The investment, announced earlier this week, comes on the back of the deal the French group struck last month to buy Swiss specialty feed ingredients firm, Pancosma.
Total Alimentos has annual sales of around $220 million. "It is in good financial shape," Matthieu Leroy, head of projects, communications and institutional relations at InVivo told us.
But he would not be drawn on the purchase price of the family run nutrition business.
He said the acquisition will allow InVivo "to strengthen its innovation capabilities [in Latin America] thanks to the Total Alimentos R&D center."
The French firm wants to “quickly consolidate” its position in the profitable and dynamic pet food sector in markets such as Latin America and Asia, with Total Alimentos the third leading pet food player in Brazil by volume, and also strong in that segment in Uruguay and Colombia.
But InVivo is also aiming to leverage both the positive demographic trend and the fast growth of the middle class in Latin America through continued expansion in the animal proteins sector with Total Alimentos a significant player on the dairy cattle feed side. "There is increasing demand for dairy products in the region," said Leroy.
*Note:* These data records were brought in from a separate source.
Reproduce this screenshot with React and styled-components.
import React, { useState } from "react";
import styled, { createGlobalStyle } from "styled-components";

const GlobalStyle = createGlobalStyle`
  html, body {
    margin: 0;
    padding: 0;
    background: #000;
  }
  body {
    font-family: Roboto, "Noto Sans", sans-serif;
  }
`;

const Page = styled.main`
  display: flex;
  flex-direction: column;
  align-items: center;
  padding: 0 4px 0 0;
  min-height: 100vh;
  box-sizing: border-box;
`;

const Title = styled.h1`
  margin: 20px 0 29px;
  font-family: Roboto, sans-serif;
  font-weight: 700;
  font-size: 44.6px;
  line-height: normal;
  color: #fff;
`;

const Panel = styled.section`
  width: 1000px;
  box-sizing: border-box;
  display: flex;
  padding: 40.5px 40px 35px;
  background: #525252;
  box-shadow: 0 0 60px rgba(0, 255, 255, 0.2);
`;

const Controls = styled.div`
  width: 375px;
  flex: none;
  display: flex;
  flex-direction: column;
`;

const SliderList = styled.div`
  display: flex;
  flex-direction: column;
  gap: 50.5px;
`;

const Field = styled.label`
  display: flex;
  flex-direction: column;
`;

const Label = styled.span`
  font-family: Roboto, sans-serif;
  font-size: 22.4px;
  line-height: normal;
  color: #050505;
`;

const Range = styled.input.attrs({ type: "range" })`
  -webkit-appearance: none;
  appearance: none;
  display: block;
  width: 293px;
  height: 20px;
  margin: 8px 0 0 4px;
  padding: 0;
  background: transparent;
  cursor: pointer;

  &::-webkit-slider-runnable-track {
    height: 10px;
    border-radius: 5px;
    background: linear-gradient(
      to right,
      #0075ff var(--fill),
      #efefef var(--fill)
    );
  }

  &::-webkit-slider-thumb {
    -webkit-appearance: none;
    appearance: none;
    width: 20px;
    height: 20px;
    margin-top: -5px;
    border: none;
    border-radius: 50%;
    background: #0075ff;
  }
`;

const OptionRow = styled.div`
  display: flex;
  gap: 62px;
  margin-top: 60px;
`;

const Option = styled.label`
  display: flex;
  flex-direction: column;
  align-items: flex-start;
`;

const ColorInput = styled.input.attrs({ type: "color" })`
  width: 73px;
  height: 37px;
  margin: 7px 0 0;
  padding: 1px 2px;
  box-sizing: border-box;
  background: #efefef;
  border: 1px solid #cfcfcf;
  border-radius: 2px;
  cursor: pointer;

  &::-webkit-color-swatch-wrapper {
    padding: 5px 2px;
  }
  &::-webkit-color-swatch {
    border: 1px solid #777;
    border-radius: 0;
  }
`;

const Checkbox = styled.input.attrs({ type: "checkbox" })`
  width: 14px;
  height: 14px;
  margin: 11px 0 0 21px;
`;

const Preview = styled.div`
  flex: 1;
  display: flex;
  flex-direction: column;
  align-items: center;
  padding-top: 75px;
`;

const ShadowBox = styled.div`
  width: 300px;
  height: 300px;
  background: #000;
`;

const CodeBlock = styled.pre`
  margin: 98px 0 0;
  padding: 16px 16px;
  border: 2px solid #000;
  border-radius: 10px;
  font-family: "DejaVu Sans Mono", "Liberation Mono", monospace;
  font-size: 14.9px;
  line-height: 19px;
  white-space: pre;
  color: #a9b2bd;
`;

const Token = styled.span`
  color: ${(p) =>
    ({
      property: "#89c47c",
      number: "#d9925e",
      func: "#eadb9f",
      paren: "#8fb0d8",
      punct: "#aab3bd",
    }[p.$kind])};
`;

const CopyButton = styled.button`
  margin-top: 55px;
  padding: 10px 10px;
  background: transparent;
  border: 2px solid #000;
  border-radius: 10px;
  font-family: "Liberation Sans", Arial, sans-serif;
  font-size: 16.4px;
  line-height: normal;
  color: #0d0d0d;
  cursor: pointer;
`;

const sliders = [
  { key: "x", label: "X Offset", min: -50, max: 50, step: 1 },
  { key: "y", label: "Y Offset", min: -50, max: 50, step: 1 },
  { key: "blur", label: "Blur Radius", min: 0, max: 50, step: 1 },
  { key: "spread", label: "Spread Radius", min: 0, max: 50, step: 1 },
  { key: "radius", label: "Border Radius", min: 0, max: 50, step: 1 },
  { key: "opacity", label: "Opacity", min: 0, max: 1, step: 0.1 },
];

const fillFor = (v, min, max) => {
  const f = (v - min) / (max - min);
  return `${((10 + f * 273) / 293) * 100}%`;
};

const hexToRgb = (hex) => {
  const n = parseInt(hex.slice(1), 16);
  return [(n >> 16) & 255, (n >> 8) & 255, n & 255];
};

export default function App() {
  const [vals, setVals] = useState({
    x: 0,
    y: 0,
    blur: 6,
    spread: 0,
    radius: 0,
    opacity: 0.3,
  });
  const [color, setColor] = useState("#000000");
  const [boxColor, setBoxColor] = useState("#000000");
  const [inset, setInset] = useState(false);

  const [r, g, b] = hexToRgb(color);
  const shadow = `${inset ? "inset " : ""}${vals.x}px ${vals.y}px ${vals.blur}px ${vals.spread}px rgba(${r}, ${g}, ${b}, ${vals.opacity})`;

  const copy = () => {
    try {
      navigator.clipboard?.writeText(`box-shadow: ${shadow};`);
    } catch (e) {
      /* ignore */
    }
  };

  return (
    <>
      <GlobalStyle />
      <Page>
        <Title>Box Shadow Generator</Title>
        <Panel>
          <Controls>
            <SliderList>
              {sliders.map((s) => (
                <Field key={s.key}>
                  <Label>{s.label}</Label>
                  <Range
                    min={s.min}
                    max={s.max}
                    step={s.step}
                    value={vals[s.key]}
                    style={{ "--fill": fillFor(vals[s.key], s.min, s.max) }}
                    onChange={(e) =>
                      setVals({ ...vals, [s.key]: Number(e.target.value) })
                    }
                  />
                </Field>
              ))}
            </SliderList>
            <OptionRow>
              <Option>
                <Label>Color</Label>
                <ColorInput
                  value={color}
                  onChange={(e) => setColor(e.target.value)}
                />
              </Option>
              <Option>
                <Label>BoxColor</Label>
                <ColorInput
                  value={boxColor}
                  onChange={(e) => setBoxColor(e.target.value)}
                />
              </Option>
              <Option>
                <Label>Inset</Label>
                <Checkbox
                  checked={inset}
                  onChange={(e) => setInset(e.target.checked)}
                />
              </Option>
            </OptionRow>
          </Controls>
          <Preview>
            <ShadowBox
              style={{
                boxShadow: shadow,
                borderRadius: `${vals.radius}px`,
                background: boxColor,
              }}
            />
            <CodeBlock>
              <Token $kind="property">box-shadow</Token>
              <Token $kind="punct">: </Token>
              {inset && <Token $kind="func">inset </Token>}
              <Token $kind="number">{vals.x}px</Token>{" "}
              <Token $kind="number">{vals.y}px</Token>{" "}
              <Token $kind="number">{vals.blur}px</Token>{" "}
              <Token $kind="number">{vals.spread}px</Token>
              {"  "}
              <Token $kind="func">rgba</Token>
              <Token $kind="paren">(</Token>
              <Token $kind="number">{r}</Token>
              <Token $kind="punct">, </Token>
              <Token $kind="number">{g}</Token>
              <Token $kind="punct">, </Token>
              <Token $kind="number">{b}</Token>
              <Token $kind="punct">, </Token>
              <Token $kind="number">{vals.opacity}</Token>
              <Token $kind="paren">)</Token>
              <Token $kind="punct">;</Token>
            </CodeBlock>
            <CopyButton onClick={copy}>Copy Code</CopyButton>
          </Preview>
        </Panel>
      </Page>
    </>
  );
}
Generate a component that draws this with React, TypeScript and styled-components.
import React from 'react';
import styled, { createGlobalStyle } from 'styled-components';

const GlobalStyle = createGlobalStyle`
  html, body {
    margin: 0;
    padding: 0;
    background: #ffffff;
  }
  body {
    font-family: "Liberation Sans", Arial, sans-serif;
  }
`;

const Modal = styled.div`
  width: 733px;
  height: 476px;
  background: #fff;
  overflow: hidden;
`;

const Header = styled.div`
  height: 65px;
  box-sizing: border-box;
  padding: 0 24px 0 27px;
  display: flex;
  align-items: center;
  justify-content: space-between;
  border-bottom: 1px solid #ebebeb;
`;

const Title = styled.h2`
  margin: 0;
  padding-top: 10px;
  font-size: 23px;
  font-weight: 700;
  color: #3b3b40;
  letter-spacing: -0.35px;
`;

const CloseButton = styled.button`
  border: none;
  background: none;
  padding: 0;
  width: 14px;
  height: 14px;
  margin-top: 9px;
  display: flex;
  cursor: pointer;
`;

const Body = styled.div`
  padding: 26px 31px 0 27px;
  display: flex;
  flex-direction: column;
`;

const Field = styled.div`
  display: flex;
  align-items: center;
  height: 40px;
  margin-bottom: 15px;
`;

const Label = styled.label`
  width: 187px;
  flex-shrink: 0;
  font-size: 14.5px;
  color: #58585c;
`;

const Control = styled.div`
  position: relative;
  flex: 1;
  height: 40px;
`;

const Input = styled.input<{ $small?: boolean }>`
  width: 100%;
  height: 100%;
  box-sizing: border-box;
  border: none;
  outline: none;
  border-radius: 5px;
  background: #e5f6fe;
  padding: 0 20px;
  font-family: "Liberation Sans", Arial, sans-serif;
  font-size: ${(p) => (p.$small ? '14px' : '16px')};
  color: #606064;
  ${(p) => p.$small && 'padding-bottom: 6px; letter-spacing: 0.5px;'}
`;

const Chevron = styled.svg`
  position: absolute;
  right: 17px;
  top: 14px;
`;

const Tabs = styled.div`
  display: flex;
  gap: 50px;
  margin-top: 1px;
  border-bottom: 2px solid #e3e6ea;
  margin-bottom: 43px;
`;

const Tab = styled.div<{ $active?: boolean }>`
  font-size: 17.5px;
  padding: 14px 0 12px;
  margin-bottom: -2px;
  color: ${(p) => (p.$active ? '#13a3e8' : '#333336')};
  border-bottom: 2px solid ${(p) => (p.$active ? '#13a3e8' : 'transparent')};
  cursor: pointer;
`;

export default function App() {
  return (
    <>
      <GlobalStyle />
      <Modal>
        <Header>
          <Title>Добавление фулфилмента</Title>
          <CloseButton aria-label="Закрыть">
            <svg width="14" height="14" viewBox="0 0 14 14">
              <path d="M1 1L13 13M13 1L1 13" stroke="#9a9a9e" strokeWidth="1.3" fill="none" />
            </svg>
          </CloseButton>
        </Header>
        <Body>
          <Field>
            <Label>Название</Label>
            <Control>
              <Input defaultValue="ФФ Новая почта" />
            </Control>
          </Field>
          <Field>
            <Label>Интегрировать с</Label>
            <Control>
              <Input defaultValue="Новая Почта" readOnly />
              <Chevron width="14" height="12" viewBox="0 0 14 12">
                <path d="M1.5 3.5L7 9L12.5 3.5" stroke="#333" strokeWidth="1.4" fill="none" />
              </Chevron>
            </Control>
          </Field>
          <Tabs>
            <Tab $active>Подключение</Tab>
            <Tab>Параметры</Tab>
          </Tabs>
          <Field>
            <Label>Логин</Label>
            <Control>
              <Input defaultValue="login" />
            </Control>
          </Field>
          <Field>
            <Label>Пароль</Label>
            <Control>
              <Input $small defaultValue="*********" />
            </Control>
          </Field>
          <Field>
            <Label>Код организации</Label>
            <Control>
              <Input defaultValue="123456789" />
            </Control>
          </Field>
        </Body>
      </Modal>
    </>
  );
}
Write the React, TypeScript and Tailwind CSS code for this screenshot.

InVivo said it is evaluating six other possible acquisitions, including one in Indonesia, further deals in South America and also targets back in France.
To help finance its expansion plans, the company is talking to potential investors regarding a capital increase, said Leroy.
InVivo already benefits from a key position in Mexico, where it dominates the livestock and equine feed market. It is also ranked third in terms of shrimp feed and pet food sector players in that country.
It has been building its Mexican presence in the past few years. In July last year it acquired a key premix player, Vipresa.
That feed additive manufacturer is based in Jalisco state, the region with the biggest concentration of egg production in Mexico, with the asset giving InVivo greater access to the layer segment of the Mexican poultry market.
In July this year, the French group outlined its strategy for growth in Central America.
Executive vice-president of InVivo Mexico, Eric Nojac, told feednavigator then: “We intend to expand both organically and externally in Mexico, the Caribbean and Central America, and, in line with our preventative approach to animal health, we are trying to identify potential premix or vaccine producer acquisition targets in the region."